Monument Stepan Bandera à Lviv

Les frontières sont poreuses entre le nazisme de la deuxième Guerre mondiale et le nationalisme ukrainien actuel. La lutte passée des nazis ukrainiens contre les Russes soviétiques, excuse toutes les horreurs perpétrées contre les Juifs, les Polonais et, bien sûr, les Russes. Quand on prend prétexte des origines juives du président Volodymyr Zelensky pour estimer qu’il n’y a pas de nazis en Ukraine, on trompe les gens sciemment. Les gouvernements occidentaux savent très bien qu’il y a des éléments nazis dans l’armée ukrainienne puisque cela a fait l’objet d’un débat au Congrès américain.

Le nationalisme ukrainien a besoin de faire un aggiornamento radical et de couper les liens qui l’unissent encore à la mémoire nazie de la deuxième Guerre mondiale. Les États européens demandent depuis des années à la Turquie de reconnaître le génocide des Arméniens. La Chine et la Corée du Sud demandent depuis des années au Japon de reconnaître les massacres de masse et les viols systématiques commis durant la deuxième Guerre mondiale. Il n’y a aucun raison d’être moins regardant à l’égard de l’Ukraine.

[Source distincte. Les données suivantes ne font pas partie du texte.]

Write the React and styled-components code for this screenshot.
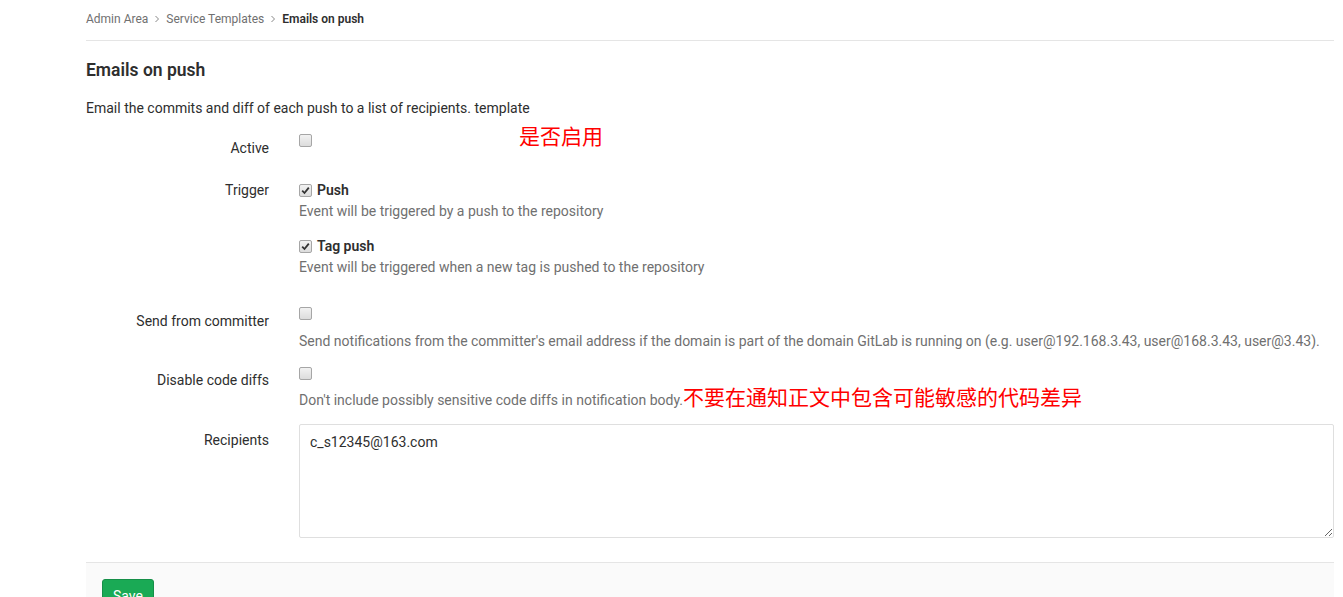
import React from 'react';
import styled, { createGlobalStyle } from 'styled-components';

const GlobalStyle = createGlobalStyle`
  html, body {
    margin: 0;
    padding: 0;
    background: #fff;
  }
  body {
    font-family: Roboto, "Liberation Sans", "Noto Sans CJK SC", sans-serif;
    font-size: 14px;
    line-height: 20px;
    color: #2e2e2e;
  }
`;

const Page = styled.div`
  padding: 0 9px 0 86px;
`;

const Breadcrumbs = styled.div`
  display: flex;
  align-items: center;
  height: 41px;
  border-bottom: 1px solid #e5e5e5;
  font-size: 12px;
  color: #707070;
  box-sizing: border-box;
  padding-bottom: 3px;
`;

const Crumb = styled.span`
  color: ${(p) => (p.current ? '#2e2e2e' : '#707070')};
  font-weight: ${(p) => (p.current ? 600 : 400)};
`;

const Chevron = styled.svg`
  width: 8px;
  height: 8px;
  margin: 0 5px 0 5px;
`;

const Title = styled.h3`
  margin: 17px 0 0;
  font-size: 17.5px;
  line-height: 24px;
  font-weight: 600;
`;

const Intro = styled.p`
  margin: 16px 0 0;
`;

const Form = styled.div`
  margin-top: 9px;
`;

const Row = styled.div`
  display: grid;
  grid-template-columns: 183px 1fr;
  column-gap: 30px;
  margin-bottom: ${(p) => p.gap ?? 22}px;
`;

const Label = styled.div`
  text-align: right;
  padding-top: ${(p) => p.top ?? 11}px;
`;

const Controls = styled.div`
  display: flex;
  flex-direction: column;
  position: relative;
`;

const CheckLine = styled.div`
  display: flex;
  align-items: center;
  gap: 5px;
  height: 20px;
  margin-top: ${(p) => p.top ?? 0}px;
  font-weight: 600;
`;

const Box = styled.span`
  width: 13px;
  height: 13px;
  box-sizing: border-box;
  border: 1px solid #a6a6a6;
  border-radius: 2px;
  background: linear-gradient(#f2f2f2, #dcdcdc);
  display: flex;
  align-items: center;
  justify-content: center;
`;

const Help = styled.div`
  color: #707070;
  margin-top: ${(p) => p.top ?? 0}px;
`;

const Note = styled.span`
  color: #ff0000;
  font-family: "Noto Sans CJK SC", sans-serif;
  font-size: 21px;
  line-height: 20px;
  vertical-align: top;
  position: relative;
  top: -4px;
`;

const FloatNote = styled(Note)`
  position: absolute;
  left: 220px;
  top: -4px;
  line-height: 24px;
`;

const Recipients = styled.textarea`
  box-sizing: border-box;
  width: 100%;
  height: 114px;
  border: 1px solid #dfdfdf;
  border-radius: 2px;
  padding: 7px 10px 5px;
  font: inherit;
  color: #2e2e2e;
  resize: vertical;
  outline: none;
`;

const Footer = styled.div`
  margin-top: 24px;
  border-top: 1px solid #e5e5e5;
  background: #fafafa;
  padding: 16px 16px 20px;
`;

const SaveButton = styled.button`
  background: #1aaa55;
  border: 1px solid #168f48;
  border-radius: 3px;
  color: #fff;
  font: inherit;
  padding: 6px 10px;
  cursor: pointer;
`;

function Checkbox({ checked }) {
  return (
    <Box>
      {checked && (
        <svg width="9" height="9" viewBox="0 0 9 9">
          <path d="M1.2 4.6 L3.5 7 L7.8 1.6" fill="none" stroke="#333" strokeWidth="1.8" />
        </svg>
      )}
    </Box>
  );
}

function Sep() {
  return (
    <Chevron viewBox="0 0 8 8">
      <path d="M2.5 1 L5.5 4 L2.5 7" fill="none" stroke="#888" strokeWidth="1" />
    </Chevron>
  );
}

export default function App() {
  return (
    <Page>
      <GlobalStyle />
      <Breadcrumbs>
        <Crumb>Admin Area</Crumb>
        <Sep />
        <Crumb>Service Templates</Crumb>
        <Sep />
        <Crumb current>Emails on push</Crumb>
      </Breadcrumbs>
      <Title>Emails on push</Title>
      <Intro>Email the commits and diff of each push to a list of recipients. template</Intro>
      <Form>
        <Row gap={22}>
          <Label top={11}>Active</Label>
          <Controls>
            <CheckLine top={3}><Checkbox /></CheckLine>
            <FloatNote>是否启用</FloatNote>
          </Controls>
        </Row>
        <Row gap={26}>
          <Label top={0}>Trigger</Label>
          <Controls>
            <CheckLine><Checkbox checked />Push</CheckLine>
            <Help top={1}>Event will be triggered by a push to the repository</Help>
            <CheckLine top={15}><Checkbox checked />Tag push</CheckLine>
            <Help top={1}>Event will be triggered when a new tag is pushed to the repository</Help>
          </Controls>
        </Row>
        <Row gap={12}>
          <Label top={8}>Send from committer</Label>
          <Controls>
            <CheckLine><Checkbox /></CheckLine>
            <Help top={8}>Send notifications from the committer's email address if the domain is part of the domain GitLab is running on (e.g. user@192.168.3.43, user@168.3.43, user@3.43).</Help>
          </Controls>
        </Row>
        <Row gap={14}>
          <Label top={7}>Disable code diffs</Label>
          <Controls>
            <CheckLine><Checkbox /></CheckLine>
            <Help top={7}>
              Don't include possibly sensitive code diffs in notification body.
              <Note>不要在通知正文中包含可能敏感的代码差异</Note>
            </Help>
          </Controls>
        </Row>
        <Row gap={0}>
          <Label top={6}>Recipients</Label>
          <Controls>
            <Recipients defaultValue="c_s12345@163.com" />
          </Controls>
        </Row>
      </Form>
      <Footer>
        <SaveButton>Save</SaveButton>
      </Footer>
    </Page>
  );
}
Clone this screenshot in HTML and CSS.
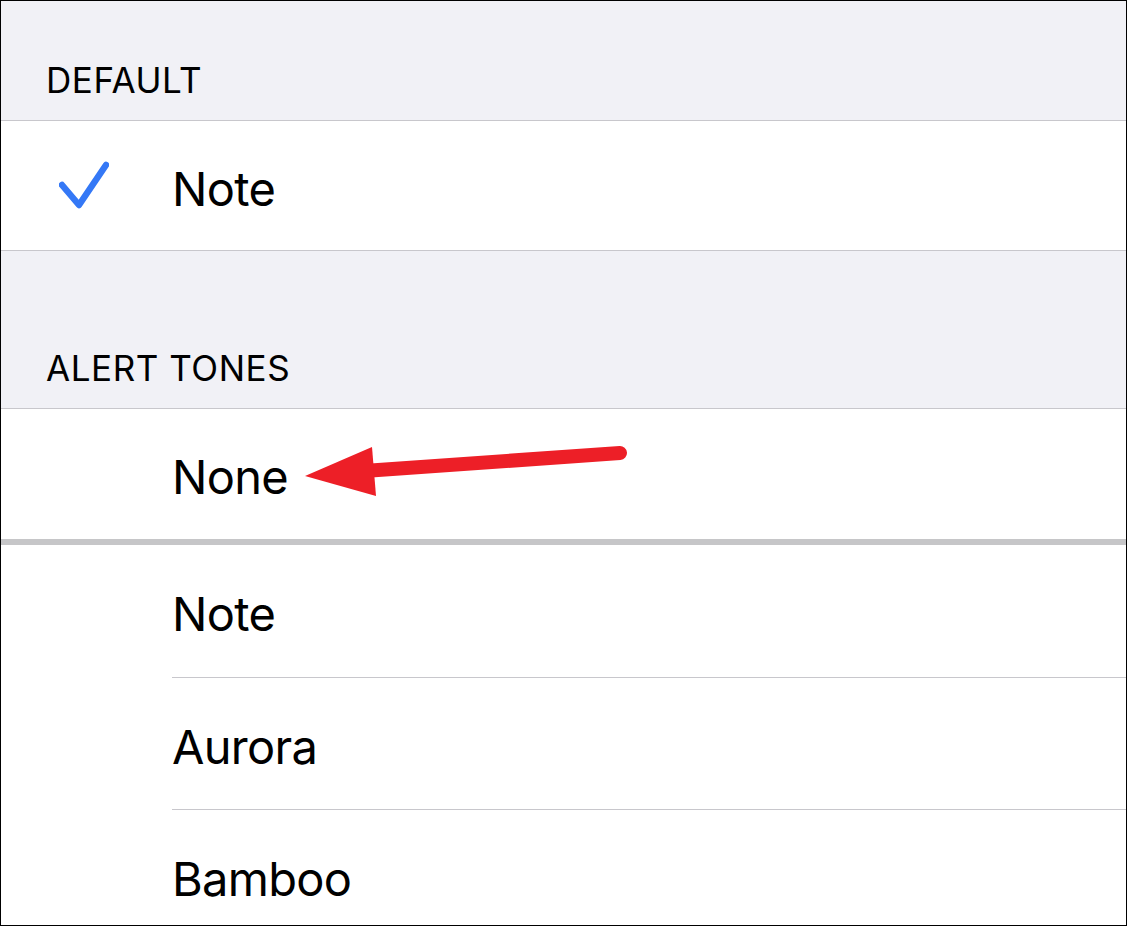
FILE: index.html
```html
<!DOCTYPE html>
<html>
<head>
<meta charset="utf-8">
<link rel="stylesheet" href="styles.css">
</head>
<body>
<div class="screen">
  <div class="group-header header-default"><span class="header-text">DEFAULT</span></div>
  <div class="row row-default">
    <div class="lead">
      <svg class="check" viewBox="0 0 50 48" width="50" height="48">
        <polyline points="3,24 20,44 47,4" fill="none" stroke="#3478f6" stroke-width="6.5" stroke-linecap="round" stroke-linejoin="round"/>
      </svg>
    </div>
    <span class="label">Note</span>
  </div>
  <div class="group-header header-alert"><span class="header-text">ALERT TONES</span></div>
  <div class="row row-none"><div class="lead"></div><span class="label">None</span></div>
  <div class="thick-divider"></div>
  <div class="tone-list">
    <div class="row tone tone-note"><div class="lead"></div><div class="tone-body"><span class="label">Note</span></div></div>
    <div class="row tone tone-aurora"><div class="lead"></div><div class="tone-body"><span class="label">Aurora</span></div></div>
    <div class="row tone tone-bamboo"><div class="lead"></div><div class="tone-body last"><span class="label">Bamboo</span></div></div>
  </div>
  <svg class="arrow" viewBox="0 0 1127 926" width="1127" height="926">
    <line x1="371" y1="470.5" x2="620" y2="453" stroke="#ed1f27" stroke-width="14" stroke-linecap="round"/>
    <polygon points="305,476 372,447 376,496" fill="#ed1f27"/>
  </svg>
</div>
</body>
</html>
```
FILE: styles.css
```css
html, body {
  margin: 0;
  padding: 0;
  background: #ffffff;
}
.screen {
  position: relative;
  box-sizing: border-box;
  width: 1127px;
  height: 926px;
  border: 1px solid #000000;
  overflow: hidden;
  background: #ffffff;
  font-family: "Inter", "Liberation Sans", sans-serif;
  color: #000000;
}
.group-header {
  box-sizing: border-box;
  background: #f1f1f6;
  border-bottom: 1px solid #c8c7cc;
  padding-left: 45px;
  display: flex;
  align-items: flex-end;
}
.header-default {
  height: 120px;
  padding-bottom: 22px;
}
.header-alert {
  height: 158px;
  padding-bottom: 22px;
}
.header-text {
  font-size: 35px;
  line-height: 36px;
  letter-spacing: 0.55px;
}
.row {
  box-sizing: border-box;
  display: flex;
  align-items: stretch;
  background: #ffffff;
}
.lead {
  width: 171px;
  flex: 0 0 171px;
  display: flex;
  align-items: center;
}
.label {
  font-size: 47px;
  line-height: 56px;
  letter-spacing: -0.7px;
}
.row-default {
  height: 130px;
  border-bottom: 1px solid #c8c7cc;
  align-items: center;
  padding-top: 6px;
}
.check {
  margin-left: 58px;
  margin-top: -7px;
}
.row-none {
  height: 130px;
  align-items: center;
  padding-top: 6px;
}
.thick-divider {
  height: 6px;
  background: #c6c6c8;
}
.tone {
  height: 132px;
}
.tone-note {
  height: 133px;
}
.tone-body {
  flex: 1;
  display: flex;
  align-items: center;
  padding-top: 6px;
  border-bottom: 1px solid #c8c7cc;
}
.arrow {
  position: absolute;
  left: -1px;
  top: -1px;
  pointer-events: none;
}
```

À moins qu’une certaine russophobie entretenue par les faucons de Washington et leurs alliés de l’OTAN ne conduise à ériger l’Ukraine en nation angélique face à l’impérialisme bien réel de la Russie. Tout se passe comme si un petit groupe de dirigeants occidentaux avait décidé de créer un grand brasier au cœur de l’Europe en désignant la Russie comme une puissance ennemie – ce qu’elle n’était certes pas au lendemain du démantèlement de l’URSS en 1991 – et en traitant l’Ukraine comme une nation propitiatoire échappant à tout examen critique.

Pendant ce temps, le président Zelensky n’a pas déplacé la statue de Stepan Bandera et il n’a pas dissous le régiment Azov.